The Dyer's Guide. Chapter II. On Dyeing Cotton. Solution of indigo for penciling printed muslin, &c.

The Dyer's Guide
Being a Compendium of the Art of Dyeing
Linen, Cotton, Silk, Wool, Muslin, Dresses, Furniture, &c. &c.

With The Method of
Scouring Wool, Bleaching Cotton, &c.
Directions for Ungumming Silk, And For Whitening And Sulphuring Silk And Wool.
And Also
An Inttroductory Epitome of The Leading Facts in Chemistry, As Connected With The Art of Dyeing.

By Thomas Packer,
Dyer and Practical Chemist.

"Cet arte est un des plus utiles et des plus merveilleux qu'on connoisse."
- Chaptal.

"There is no art which depends so much on chemistry as dyeing."
- Garnett.

Second Edition,
Corrected and Materially Improved.

Printed for Sherwood, Gilbert, And Piper,

To twenty-five gallons of water, add sixteen pounds of indigo, and thirty pounds of carbonate of potash; when mixed, and placed over the fire, as soon as the mixture begins to boil, add quick lime, by a little at a time, to render the alkali caustic; then twelve pounds of red orpiment, and boil till it will give a yellow colour to transparent glass.

This form is from Haussman, Were the author to make this solution of indigo, he would first make the alkali caustic with lime, and then put the clear liquor to the other materials.

Mr. M'Kernan gives another form for pencil blue with indigo: the principal differences between which and the above, consist in adding equal parts of brown sugar and gum Senegal to it, which, in regard to the addition of the gum, is, we presume, a great improvement.

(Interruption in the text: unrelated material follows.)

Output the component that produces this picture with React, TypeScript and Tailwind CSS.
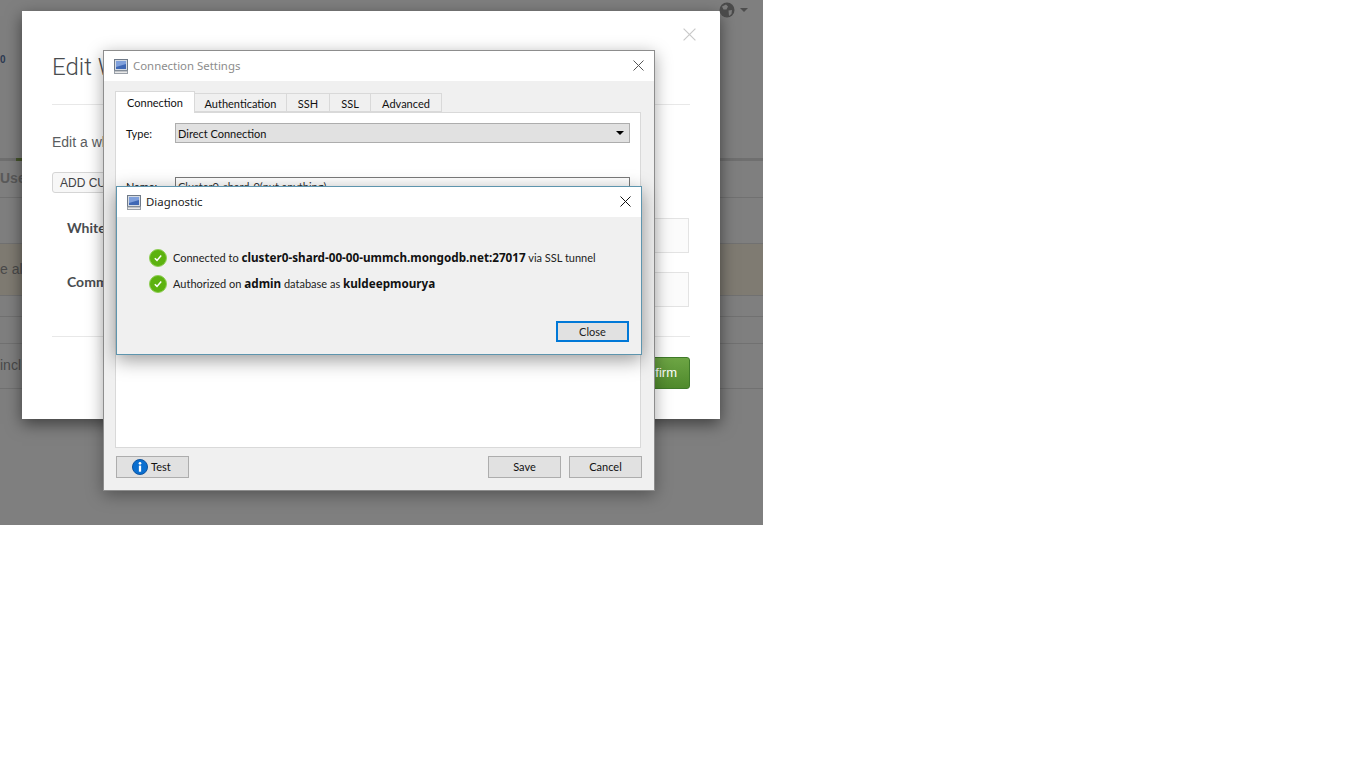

Dr. Ure (Notes to Berthollet, Vol. II. page 437.) gives a similar form from Vitalis, for topical or pencil blue; but he adds, it was much used formerly. Another blue, of less permanence but more brilliance, is now preferred; it is made thus: —

Into an earthen pot four ounces of finely ground and sifted Prussian blue are to be put. Over this must be slowly poured, stirring all the while, sufficient muriatic acid to bring it to the consistence of syrup. The mixture is to be stirred every hour for a day, and afterwards thickened with from four to eight pots (of two litres each; a litre French contains about two wine pints; ) of gumwater, according to the shade wanted.